*DATASET EXCERPT*.
================================
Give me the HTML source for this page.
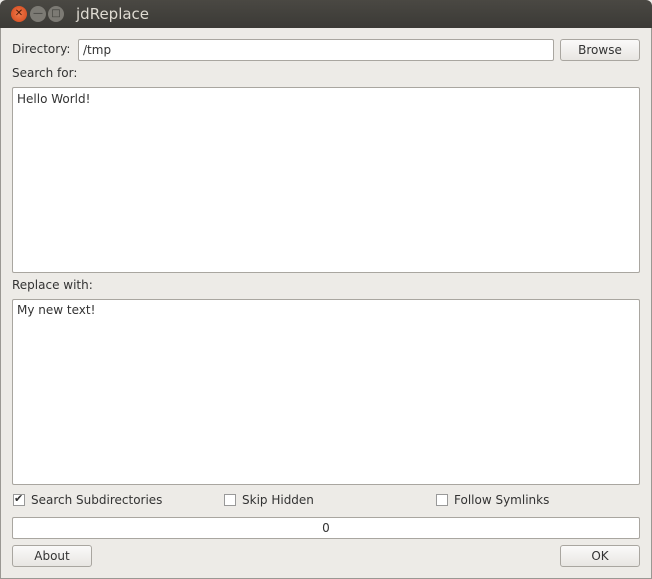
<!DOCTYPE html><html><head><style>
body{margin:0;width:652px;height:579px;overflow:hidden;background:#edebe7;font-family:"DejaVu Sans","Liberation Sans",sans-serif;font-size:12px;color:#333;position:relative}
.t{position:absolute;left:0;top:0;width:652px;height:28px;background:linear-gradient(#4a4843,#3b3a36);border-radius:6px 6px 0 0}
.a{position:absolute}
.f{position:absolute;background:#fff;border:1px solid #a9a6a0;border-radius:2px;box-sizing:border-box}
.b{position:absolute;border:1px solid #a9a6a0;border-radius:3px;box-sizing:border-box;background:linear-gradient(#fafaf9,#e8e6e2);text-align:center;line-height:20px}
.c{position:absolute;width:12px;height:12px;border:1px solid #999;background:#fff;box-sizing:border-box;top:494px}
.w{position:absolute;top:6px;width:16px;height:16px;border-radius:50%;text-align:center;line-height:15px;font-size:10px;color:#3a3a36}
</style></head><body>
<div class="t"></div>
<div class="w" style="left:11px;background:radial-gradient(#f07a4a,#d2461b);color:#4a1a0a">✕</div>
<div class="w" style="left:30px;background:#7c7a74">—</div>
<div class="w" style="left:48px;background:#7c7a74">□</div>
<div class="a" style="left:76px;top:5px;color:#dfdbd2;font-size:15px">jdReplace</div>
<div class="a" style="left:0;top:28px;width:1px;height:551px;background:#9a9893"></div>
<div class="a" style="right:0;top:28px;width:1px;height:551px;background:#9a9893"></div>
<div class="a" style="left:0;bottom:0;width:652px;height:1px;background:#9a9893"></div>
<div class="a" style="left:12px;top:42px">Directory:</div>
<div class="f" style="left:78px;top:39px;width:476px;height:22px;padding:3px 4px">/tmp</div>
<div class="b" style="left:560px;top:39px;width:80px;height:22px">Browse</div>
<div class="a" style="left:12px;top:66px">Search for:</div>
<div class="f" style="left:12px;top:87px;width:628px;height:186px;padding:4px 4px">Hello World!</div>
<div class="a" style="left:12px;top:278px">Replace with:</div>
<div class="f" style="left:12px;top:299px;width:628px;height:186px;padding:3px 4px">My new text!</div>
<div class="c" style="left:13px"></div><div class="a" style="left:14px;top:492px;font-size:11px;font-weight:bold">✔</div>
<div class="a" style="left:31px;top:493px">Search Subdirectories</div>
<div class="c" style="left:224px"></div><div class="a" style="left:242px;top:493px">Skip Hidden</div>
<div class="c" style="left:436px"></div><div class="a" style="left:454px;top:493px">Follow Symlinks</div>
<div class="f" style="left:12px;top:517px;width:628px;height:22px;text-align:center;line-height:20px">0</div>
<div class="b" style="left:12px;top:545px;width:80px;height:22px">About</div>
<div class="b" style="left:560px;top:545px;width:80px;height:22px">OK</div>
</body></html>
================================
*EXERCISE OBJECTIVE*. Omit the pictures and give the material again, exactly and in full.

*EXERCISE SOLUTION*.
Give me the HTML source for this page.
<!DOCTYPE html><html><head><style>
body{margin:0;width:652px;height:579px;overflow:hidden;background:#edebe7;font-family:"DejaVu Sans","Liberation Sans",sans-serif;font-size:12px;color:#333;position:relative}
.t{position:absolute;left:0;top:0;width:652px;height:28px;background:linear-gradient(#4a4843,#3b3a36);border-radius:6px 6px 0 0}
.a{position:absolute}
.f{position:absolute;background:#fff;border:1px solid #a9a6a0;border-radius:2px;box-sizing:border-box}
.b{position:absolute;border:1px solid #a9a6a0;border-radius:3px;box-sizing:border-box;background:linear-gradient(#fafaf9,#e8e6e2);text-align:center;line-height:20px}
.c{position:absolute;width:12px;height:12px;border:1px solid #999;background:#fff;box-sizing:border-box;top:494px}
.w{position:absolute;top:6px;width:16px;height:16px;border-radius:50%;text-align:center;line-height:15px;font-size:10px;color:#3a3a36}
</style></head><body>
<div class="t"></div>
<div class="w" style="left:11px;background:radial-gradient(#f07a4a,#d2461b);color:#4a1a0a">✕</div>
<div class="w" style="left:30px;background:#7c7a74">—</div>
<div class="w" style="left:48px;background:#7c7a74">□</div>
<div class="a" style="left:76px;top:5px;color:#dfdbd2;font-size:15px">jdReplace</div>
<div class="a" style="left:0;top:28px;width:1px;height:551px;background:#9a9893"></div>
<div class="a" style="right:0;top:28px;width:1px;height:551px;background:#9a9893"></div>
<div class="a" style="left:0;bottom:0;width:652px;height:1px;background:#9a9893"></div>
<div class="a" style="left:12px;top:42px">Directory:</div>
<div class="f" style="left:78px;top:39px;width:476px;height:22px;padding:3px 4px">/tmp</div>
<div class="b" style="left:560px;top:39px;width:80px;height:22px">Browse</div>
<div class="a" style="left:12px;top:66px">Search for:</div>
<div class="f" style="left:12px;top:87px;width:628px;height:186px;padding:4px 4px">Hello World!</div>
<div class="a" style="left:12px;top:278px">Replace with:</div>
<div class="f" style="left:12px;top:299px;width:628px;height:186px;padding:3px 4px">My new text!</div>
<div class="c" style="left:13px"></div><div class="a" style="left:14px;top:492px;font-size:11px;font-weight:bold">✔</div>
<div class="a" style="left:31px;top:493px">Search Subdirectories</div>
<div class="c" style="left:224px"></div><div class="a" style="left:242px;top:493px">Skip Hidden</div>
<div class="c" style="left:436px"></div><div class="a" style="left:454px;top:493px">Follow Symlinks</div>
<div class="f" style="left:12px;top:517px;width:628px;height:22px;text-align:center;line-height:20px">0</div>
<div class="b" style="left:12px;top:545px;width:80px;height:22px">About</div>
<div class="b" style="left:560px;top:545px;width:80px;height:22px">OK</div>
</body></html>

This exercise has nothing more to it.